Brief
Print out the material that follows word for word.

Available data
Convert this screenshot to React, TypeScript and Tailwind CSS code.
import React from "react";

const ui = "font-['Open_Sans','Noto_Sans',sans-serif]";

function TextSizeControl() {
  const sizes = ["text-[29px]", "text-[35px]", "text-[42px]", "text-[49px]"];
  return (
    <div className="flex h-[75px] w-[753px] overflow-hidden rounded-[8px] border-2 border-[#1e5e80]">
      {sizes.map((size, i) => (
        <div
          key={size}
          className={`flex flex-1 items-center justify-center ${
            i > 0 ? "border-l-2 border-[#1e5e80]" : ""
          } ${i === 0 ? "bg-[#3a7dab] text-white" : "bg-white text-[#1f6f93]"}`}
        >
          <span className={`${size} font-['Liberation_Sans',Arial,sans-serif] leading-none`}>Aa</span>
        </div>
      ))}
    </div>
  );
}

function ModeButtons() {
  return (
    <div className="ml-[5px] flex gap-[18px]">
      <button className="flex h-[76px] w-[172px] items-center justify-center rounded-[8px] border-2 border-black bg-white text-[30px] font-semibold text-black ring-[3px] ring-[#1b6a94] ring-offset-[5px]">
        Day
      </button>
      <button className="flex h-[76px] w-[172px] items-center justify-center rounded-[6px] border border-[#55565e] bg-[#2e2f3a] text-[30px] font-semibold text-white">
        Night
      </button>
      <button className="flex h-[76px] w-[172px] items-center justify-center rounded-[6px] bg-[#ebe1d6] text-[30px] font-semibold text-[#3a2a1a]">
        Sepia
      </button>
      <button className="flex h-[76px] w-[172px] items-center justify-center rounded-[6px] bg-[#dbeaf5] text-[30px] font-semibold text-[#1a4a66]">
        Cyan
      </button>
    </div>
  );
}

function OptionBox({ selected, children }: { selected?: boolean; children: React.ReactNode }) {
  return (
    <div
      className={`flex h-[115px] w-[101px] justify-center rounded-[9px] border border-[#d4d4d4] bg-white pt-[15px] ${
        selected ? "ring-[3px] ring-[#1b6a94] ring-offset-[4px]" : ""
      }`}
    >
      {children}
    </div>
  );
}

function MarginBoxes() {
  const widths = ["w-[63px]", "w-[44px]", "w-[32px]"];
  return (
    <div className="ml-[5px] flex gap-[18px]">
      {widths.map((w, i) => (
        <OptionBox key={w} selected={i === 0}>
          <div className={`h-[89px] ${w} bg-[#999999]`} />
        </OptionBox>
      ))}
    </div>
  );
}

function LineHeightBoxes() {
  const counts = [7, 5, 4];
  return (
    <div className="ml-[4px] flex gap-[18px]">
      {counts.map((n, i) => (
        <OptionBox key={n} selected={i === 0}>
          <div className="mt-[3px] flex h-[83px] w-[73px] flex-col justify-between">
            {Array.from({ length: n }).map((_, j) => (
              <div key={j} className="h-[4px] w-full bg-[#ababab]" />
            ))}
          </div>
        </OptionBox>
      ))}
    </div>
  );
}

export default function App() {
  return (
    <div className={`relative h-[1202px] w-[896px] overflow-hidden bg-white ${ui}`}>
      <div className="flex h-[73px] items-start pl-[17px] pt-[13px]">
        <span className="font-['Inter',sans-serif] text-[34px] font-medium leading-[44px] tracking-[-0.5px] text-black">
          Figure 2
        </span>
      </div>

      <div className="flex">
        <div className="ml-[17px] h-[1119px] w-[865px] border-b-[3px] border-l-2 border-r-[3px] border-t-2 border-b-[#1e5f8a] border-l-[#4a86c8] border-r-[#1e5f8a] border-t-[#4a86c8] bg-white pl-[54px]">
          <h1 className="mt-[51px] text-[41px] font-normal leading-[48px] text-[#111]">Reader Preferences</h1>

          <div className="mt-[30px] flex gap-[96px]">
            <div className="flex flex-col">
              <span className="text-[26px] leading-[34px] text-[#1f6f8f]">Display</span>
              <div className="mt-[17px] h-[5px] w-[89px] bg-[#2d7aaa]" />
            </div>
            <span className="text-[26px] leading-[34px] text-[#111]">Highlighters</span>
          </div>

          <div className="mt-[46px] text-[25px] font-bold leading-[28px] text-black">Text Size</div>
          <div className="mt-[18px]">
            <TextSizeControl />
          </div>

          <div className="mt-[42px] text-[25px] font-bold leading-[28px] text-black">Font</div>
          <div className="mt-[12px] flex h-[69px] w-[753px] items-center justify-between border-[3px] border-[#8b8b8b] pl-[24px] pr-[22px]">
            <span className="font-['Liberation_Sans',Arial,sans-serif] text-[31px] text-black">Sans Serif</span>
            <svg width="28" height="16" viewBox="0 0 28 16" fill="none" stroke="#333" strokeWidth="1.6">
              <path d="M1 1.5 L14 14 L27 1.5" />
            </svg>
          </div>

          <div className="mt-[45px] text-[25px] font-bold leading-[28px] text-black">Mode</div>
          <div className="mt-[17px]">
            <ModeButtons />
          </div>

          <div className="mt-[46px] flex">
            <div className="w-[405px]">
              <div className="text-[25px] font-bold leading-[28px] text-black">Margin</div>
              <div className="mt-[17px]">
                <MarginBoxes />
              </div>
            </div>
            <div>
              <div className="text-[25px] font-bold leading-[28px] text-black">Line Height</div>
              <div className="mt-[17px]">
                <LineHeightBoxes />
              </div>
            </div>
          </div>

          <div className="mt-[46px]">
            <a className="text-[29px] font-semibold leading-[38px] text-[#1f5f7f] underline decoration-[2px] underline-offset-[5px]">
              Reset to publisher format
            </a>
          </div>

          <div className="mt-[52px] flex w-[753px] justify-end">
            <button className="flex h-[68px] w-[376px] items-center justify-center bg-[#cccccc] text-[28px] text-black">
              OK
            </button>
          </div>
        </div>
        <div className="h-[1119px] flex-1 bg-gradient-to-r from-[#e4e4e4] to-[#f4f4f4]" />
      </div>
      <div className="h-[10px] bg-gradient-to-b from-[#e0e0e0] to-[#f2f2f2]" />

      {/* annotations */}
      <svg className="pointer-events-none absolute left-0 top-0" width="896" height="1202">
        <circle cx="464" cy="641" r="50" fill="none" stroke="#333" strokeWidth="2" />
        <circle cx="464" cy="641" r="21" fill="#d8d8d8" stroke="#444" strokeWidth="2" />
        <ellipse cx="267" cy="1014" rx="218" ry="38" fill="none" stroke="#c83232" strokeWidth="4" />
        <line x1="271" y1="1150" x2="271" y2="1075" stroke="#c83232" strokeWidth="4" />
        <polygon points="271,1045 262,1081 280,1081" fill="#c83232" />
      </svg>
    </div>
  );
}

Exercise solution
Convert this screenshot to React, TypeScript and Tailwind CSS code.
import React from "react";

const ui = "font-['Open_Sans','Noto_Sans',sans-serif]";

function TextSizeControl() {
  const sizes = ["text-[29px]", "text-[35px]", "text-[42px]", "text-[49px]"];
  return (
    <div className="flex h-[75px] w-[753px] overflow-hidden rounded-[8px] border-2 border-[#1e5e80]">
      {sizes.map((size, i) => (
        <div
          key={size}
          className={`flex flex-1 items-center justify-center ${
            i > 0 ? "border-l-2 border-[#1e5e80]" : ""
          } ${i === 0 ? "bg-[#3a7dab] text-white" : "bg-white text-[#1f6f93]"}`}
        >
          <span className={`${size} font-['Liberation_Sans',Arial,sans-serif] leading-none`}>Aa</span>
        </div>
      ))}
    </div>
  );
}

function ModeButtons() {
  return (
    <div className="ml-[5px] flex gap-[18px]">
      <button className="flex h-[76px] w-[172px] items-center justify-center rounded-[8px] border-2 border-black bg-white text-[30px] font-semibold text-black ring-[3px] ring-[#1b6a94] ring-offset-[5px]">
        Day
      </button>
      <button className="flex h-[76px] w-[172px] items-center justify-center rounded-[6px] border border-[#55565e] bg-[#2e2f3a] text-[30px] font-semibold text-white">
        Night
      </button>
      <button className="flex h-[76px] w-[172px] items-center justify-center rounded-[6px] bg-[#ebe1d6] text-[30px] font-semibold text-[#3a2a1a]">
        Sepia
      </button>
      <button className="flex h-[76px] w-[172px] items-center justify-center rounded-[6px] bg-[#dbeaf5] text-[30px] font-semibold text-[#1a4a66]">
        Cyan
      </button>
    </div>
  );
}

function OptionBox({ selected, children }: { selected?: boolean; children: React.ReactNode }) {
  return (
    <div
      className={`flex h-[115px] w-[101px] justify-center rounded-[9px] border border-[#d4d4d4] bg-white pt-[15px] ${
        selected ? "ring-[3px] ring-[#1b6a94] ring-offset-[4px]" : ""
      }`}
    >
      {children}
    </div>
  );
}

function MarginBoxes() {
  const widths = ["w-[63px]", "w-[44px]", "w-[32px]"];
  return (
    <div className="ml-[5px] flex gap-[18px]">
      {widths.map((w, i) => (
        <OptionBox key={w} selected={i === 0}>
          <div className={`h-[89px] ${w} bg-[#999999]`} />
        </OptionBox>
      ))}
    </div>
  );
}

function LineHeightBoxes() {
  const counts = [7, 5, 4];
  return (
    <div className="ml-[4px] flex gap-[18px]">
      {counts.map((n, i) => (
        <OptionBox key={n} selected={i === 0}>
          <div className="mt-[3px] flex h-[83px] w-[73px] flex-col justify-between">
            {Array.from({ length: n }).map((_, j) => (
              <div key={j} className="h-[4px] w-full bg-[#ababab]" />
            ))}
          </div>
        </OptionBox>
      ))}
    </div>
  );
}

export default function App() {
  return (
    <div className={`relative h-[1202px] w-[896px] overflow-hidden bg-white ${ui}`}>
      <div className="flex h-[73px] items-start pl-[17px] pt-[13px]">
        <span className="font-['Inter',sans-serif] text-[34px] font-medium leading-[44px] tracking-[-0.5px] text-black">
          Figure 2
        </span>
      </div>

      <div className="flex">
        <div className="ml-[17px] h-[1119px] w-[865px] border-b-[3px] border-l-2 border-r-[3px] border-t-2 border-b-[#1e5f8a] border-l-[#4a86c8] border-r-[#1e5f8a] border-t-[#4a86c8] bg-white pl-[54px]">
          <h1 className="mt-[51px] text-[41px] font-normal leading-[48px] text-[#111]">Reader Preferences</h1>

          <div className="mt-[30px] flex gap-[96px]">
            <div className="flex flex-col">
              <span className="text-[26px] leading-[34px] text-[#1f6f8f]">Display</span>
              <div className="mt-[17px] h-[5px] w-[89px] bg-[#2d7aaa]" />
            </div>
            <span className="text-[26px] leading-[34px] text-[#111]">Highlighters</span>
          </div>

          <div className="mt-[46px] text-[25px] font-bold leading-[28px] text-black">Text Size</div>
          <div className="mt-[18px]">
            <TextSizeControl />
          </div>

          <div className="mt-[42px] text-[25px] font-bold leading-[28px] text-black">Font</div>
          <div className="mt-[12px] flex h-[69px] w-[753px] items-center justify-between border-[3px] border-[#8b8b8b] pl-[24px] pr-[22px]">
            <span className="font-['Liberation_Sans',Arial,sans-serif] text-[31px] text-black">Sans Serif</span>
            <svg width="28" height="16" viewBox="0 0 28 16" fill="none" stroke="#333" strokeWidth="1.6">
              <path d="M1 1.5 L14 14 L27 1.5" />
            </svg>
          </div>

          <div className="mt-[45px] text-[25px] font-bold leading-[28px] text-black">Mode</div>
          <div className="mt-[17px]">
            <ModeButtons />
          </div>

          <div className="mt-[46px] flex">
            <div className="w-[405px]">
              <div className="text-[25px] font-bold leading-[28px] text-black">Margin</div>
              <div className="mt-[17px]">
                <MarginBoxes />
              </div>
            </div>
            <div>
              <div className="text-[25px] font-bold leading-[28px] text-black">Line Height</div>
              <div className="mt-[17px]">
                <LineHeightBoxes />
              </div>
            </div>
          </div>

          <div className="mt-[46px]">
            <a className="text-[29px] font-semibold leading-[38px] text-[#1f5f7f] underline decoration-[2px] underline-offset-[5px]">
              Reset to publisher format
            </a>
          </div>

          <div className="mt-[52px] flex w-[753px] justify-end">
            <button className="flex h-[68px] w-[376px] items-center justify-center bg-[#cccccc] text-[28px] text-black">
              OK
            </button>
          </div>
        </div>
        <div className="h-[1119px] flex-1 bg-gradient-to-r from-[#e4e4e4] to-[#f4f4f4]" />
      </div>
      <div className="h-[10px] bg-gradient-to-b from-[#e0e0e0] to-[#f2f2f2]" />

      {/* annotations */}
      <svg className="pointer-events-none absolute left-0 top-0" width="896" height="1202">
        <circle cx="464" cy="641" r="50" fill="none" stroke="#333" strokeWidth="2" />
        <circle cx="464" cy="641" r="21" fill="#d8d8d8" stroke="#444" strokeWidth="2" />
        <ellipse cx="267" cy="1014" rx="218" ry="38" fill="none" stroke="#c83232" strokeWidth="4" />
        <line x1="271" y1="1150" x2="271" y2="1075" stroke="#c83232" strokeWidth="4" />
        <polygon points="271,1045 262,1081 280,1081" fill="#c83232" />
      </svg>
    </div>
  );
}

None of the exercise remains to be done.